Pages as source code
== == ==

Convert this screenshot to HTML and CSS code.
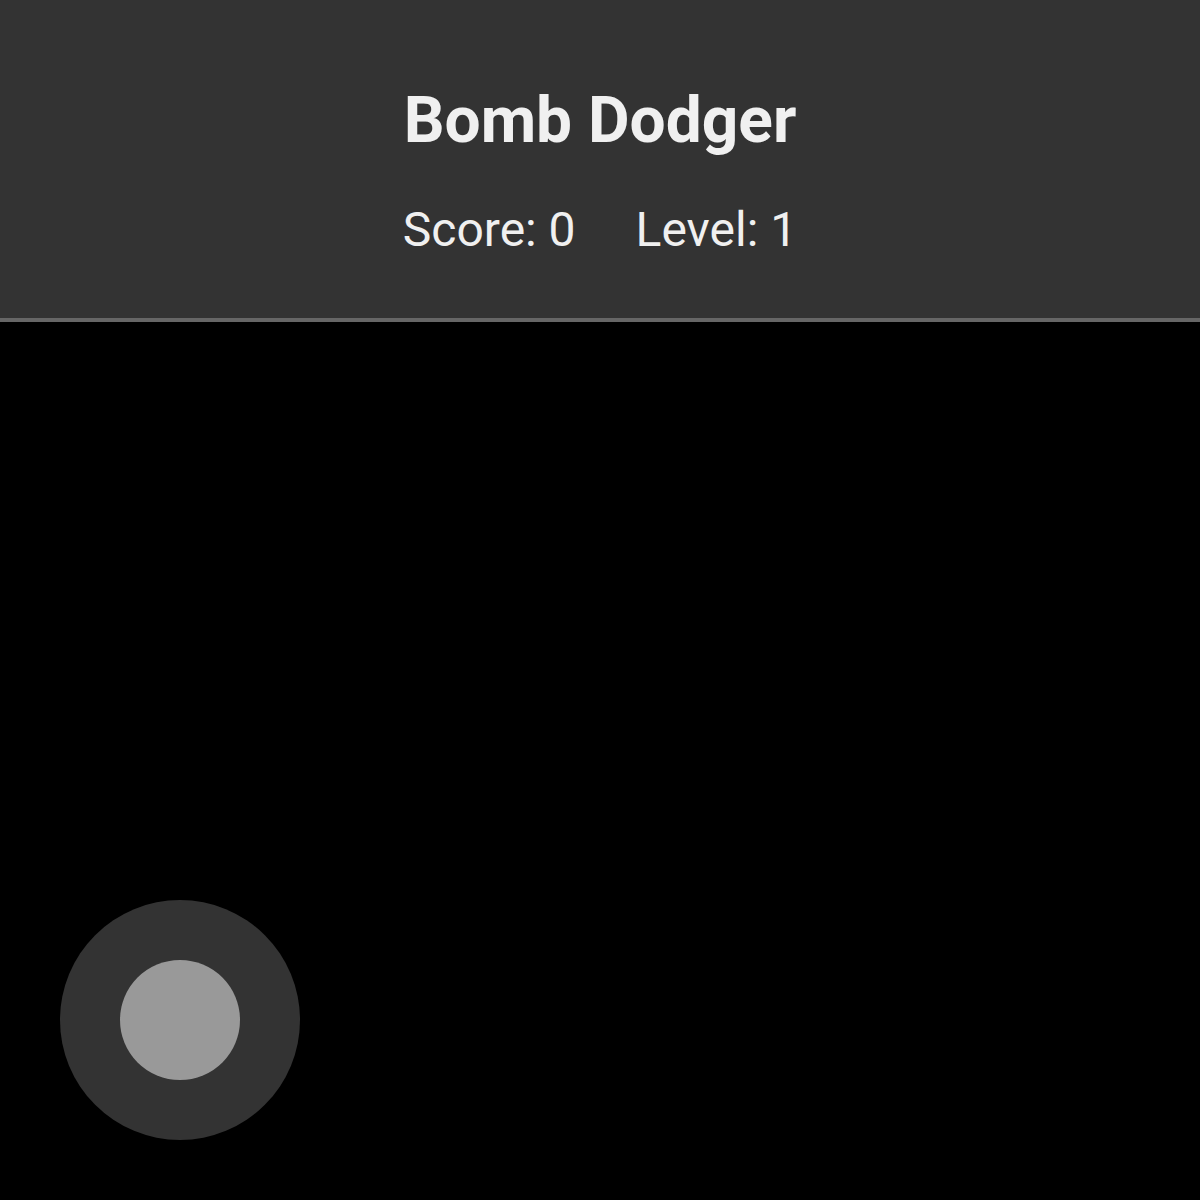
FILE: index.html
```html
<!DOCTYPE html>
<html lang="en">
<head>
<meta charset="utf-8">
<title>Bomb Dodger</title>
<link rel="stylesheet" href="styles.css">
</head>
<body>
<header class="header">
  <h1 class="title">Bomb Dodger</h1>
  <div class="stats">
    <span class="stat">Score: 0</span>
    <span class="stat">Level: 1</span>
  </div>
</header>
<main class="game">
  <div class="joystick">
    <div class="knob"></div>
  </div>
</main>
</body>
</html>
```
FILE: styles.css
```css
html, body {
  margin: 0;
  padding: 0;
  height: 100%;
}
body {
  background: #000;
  color: #f0f0f0;
  font-family: Roboto, "Liberation Sans", sans-serif;
  display: flex;
  flex-direction: column;
}
.header {
  background: #333;
  text-align: center;
  padding: 40px 0 60px;
  border-bottom: 4px solid #666;
}
.title {
  font-size: 64px;
  font-weight: 700;
  margin: 42.88px 0;
  line-height: normal;
}
.stats {
  font-size: 48px;
  line-height: normal;
  display: flex;
  justify-content: center;
  gap: 60px;
}
.game {
  flex: 1;
  position: relative;
}
.joystick {
  position: absolute;
  left: 60px;
  bottom: 60px;
  width: 240px;
  height: 240px;
  border-radius: 50%;
  background: #333;
  display: flex;
  align-items: center;
  justify-content: center;
}
.knob {
  width: 120px;
  height: 120px;
  border-radius: 50%;
  background: #999;
}
```
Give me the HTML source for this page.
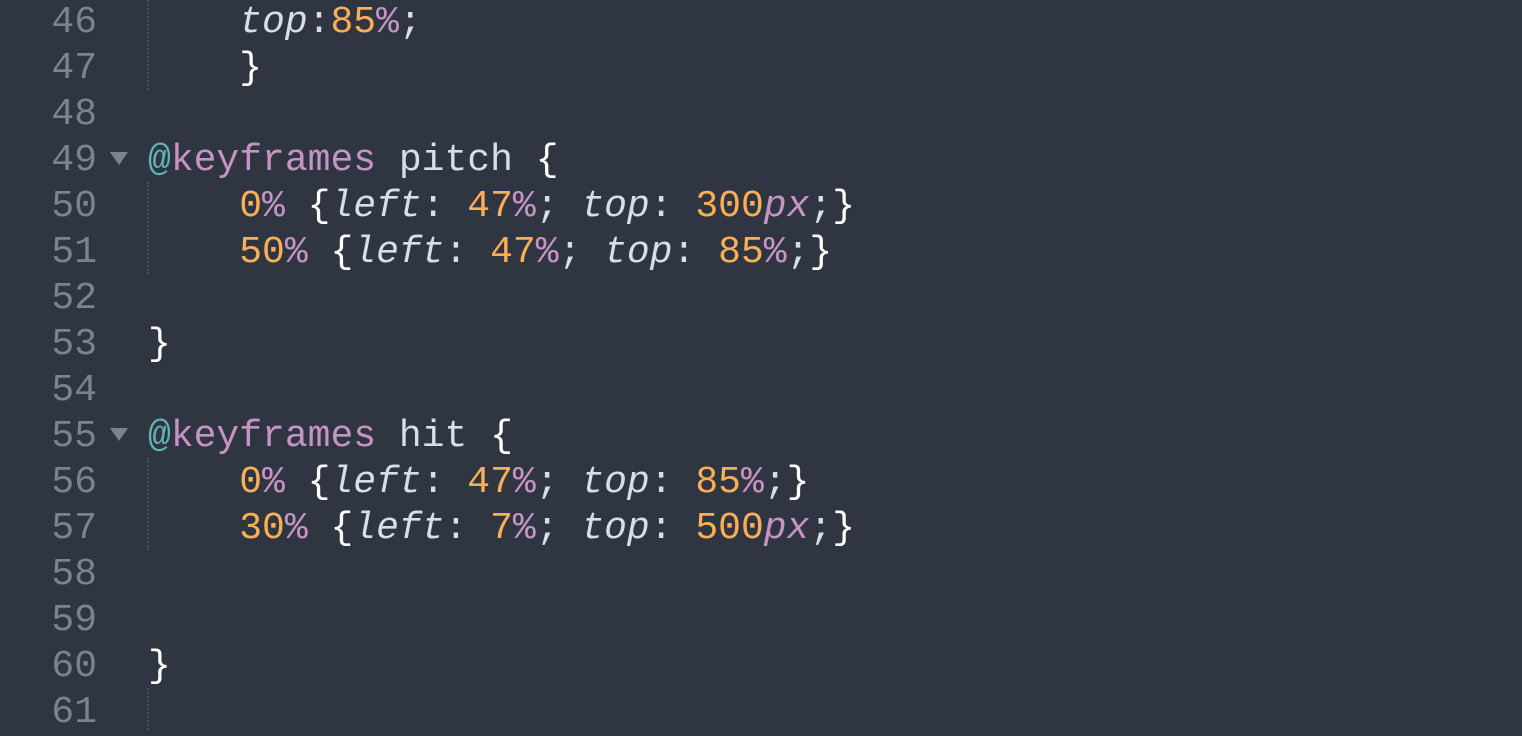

== == ==

- [Challenge] Exclude the images and reproduce the remaining data exactly.

- [Answer for this exercise]
Convert this screenshot to HTML and CSS code.
FILE: index.html
```html
<!DOCTYPE html>
<html lang="en">
<head>
<meta charset="utf-8">
<title>Bomb Dodger</title>
<link rel="stylesheet" href="styles.css">
</head>
<body>
<header class="header">
  <h1 class="title">Bomb Dodger</h1>
  <div class="stats">
    <span class="stat">Score: 0</span>
    <span class="stat">Level: 1</span>
  </div>
</header>
<main class="game">
  <div class="joystick">
    <div class="knob"></div>
  </div>
</main>
</body>
</html>
```
FILE: styles.css
```css
html, body {
  margin: 0;
  padding: 0;
  height: 100%;
}
body {
  background: #000;
  color: #f0f0f0;
  font-family: Roboto, "Liberation Sans", sans-serif;
  display: flex;
  flex-direction: column;
}
.header {
  background: #333;
  text-align: center;
  padding: 40px 0 60px;
  border-bottom: 4px solid #666;
}
.title {
  font-size: 64px;
  font-weight: 700;
  margin: 42.88px 0;
  line-height: normal;
}
.stats {
  font-size: 48px;
  line-height: normal;
  display: flex;
  justify-content: center;
  gap: 60px;
}
.game {
  flex: 1;
  position: relative;
}
.joystick {
  position: absolute;
  left: 60px;
  bottom: 60px;
  width: 240px;
  height: 240px;
  border-radius: 50%;
  background: #333;
  display: flex;
  align-items: center;
  justify-content: center;
}
.knob {
  width: 120px;
  height: 120px;
  border-radius: 50%;
  background: #999;
}
```
Give me the HTML source for this page.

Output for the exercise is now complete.